Cross-laminated timber
Cross-laminated timber, or CLT, is an engineered wood panel made from layers of lumber bonded at right angles. It lets builders use large prefabricated wood panels for walls, floors, roofs, and other structural parts of mid-rise and tall mass-timber buildings.
What cross-laminated timber is
Cross-laminated timber is a structural panel product made by gluing layers of solid-sawn lumber so that each layer's grain runs perpendicular to the one beside it. The crosswise layout gives the panel strength and stiffness in two directions, which is why CLT can act more like a large plate than a simple wood beam. CLT belongs to the broader mass timber family. Instead of using many small framing members at close spacing, a project can use large factory-made panels that arrive on site ready to be lifted into place.
How the panels are made
Manufacturers dry and grade lumber, arrange boards into layers, apply structural adhesive, then press the stack into a panel. Most panels use an odd number of layers, such as three, five, or seven, so the outside faces run in the same direction. Openings, service chases, edge profiles, and connection holes can be cut by computer-controlled equipment before the panels leave the factory. That prefabrication is one reason CLT buildings can go up quickly when the design, shipping, and installation plan are coordinated early.
Where builders use it
CLT is commonly used for floor plates, roof decks, shear walls, shaft walls, and load-bearing wall panels. It can be paired with glulam beams and columns, steel connectors, concrete foundations, and conventional envelope systems. The material is especially useful when a project wants lighter structural panels, a visible wood interior, or faster enclosure than a fully site-built frame. It is not a universal replacement for steel or concrete; spans, vibration limits, fire ratings, moisture exposure, code rules, and cost all shape whether it is the right choice.
Structural behavior
The alternating layers help CLT distribute loads across a panel and limit the swelling and shrinking that would occur if every board pointed in the same direction. Engineers still have to design the panel thickness, span direction, supports, fasteners, diaphragms, and lateral-force system for the specific building. Connections are a major part of the structure.
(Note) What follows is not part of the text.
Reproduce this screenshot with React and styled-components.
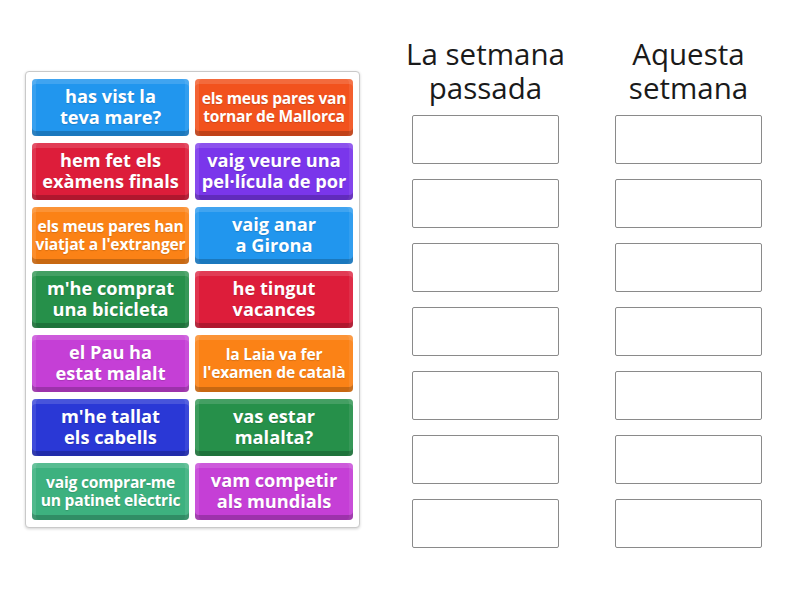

Screws, plates, hold-downs, splines, and bearing details transfer forces between panels and into beams, columns, or foundations. A strong panel with poorly detailed connections will not perform as intended.
Fire and moisture design
Large timber members do not behave like small sticks in fire. The outside of a massive wood element can char, and that char layer slows the heat reaching the inner wood. Fire design uses tested assemblies, calculated char rates, encapsulation where required, sprinkler systems, and code-approved details rather than assuming exposed wood is automatically safe. Moisture needs the same seriousness. CLT panels should be protected during transport, storage, erection, and service life so water does not remain trapped at joints, penetrations, or concealed layers. Good detailing gives water a path out and keeps long-term wetting away from structural wood.
Why it matters
CLT gives architects and engineers another structural option between light wood framing and heavier mineral or metal systems. Because panels are made from wood, they can store biogenic carbon while the building is in use, and they can reduce construction weight compared with many concrete systems. Those benefits are not automatic. The climate case depends on forest management, manufacturing energy, transport distance, building lifespan, and what material the CLT replaces. The strongest projects treat CLT as part of a whole building system, not as a single green label.
Limitations and tradeoffs
CLT can be more expensive or harder to source in regions without nearby production, experienced installers, or engineers familiar with mass timber. Panels are large, so shipping routes, crane access, lifting points, and site sequencing have to be planned with care. Acoustics and vibration also need attention. A CLT floor that is structurally strong may still need topping layers, resilient mats, ceilings, or other assemblies to meet comfort and sound expectations in apartments, hotels, schools, and offices.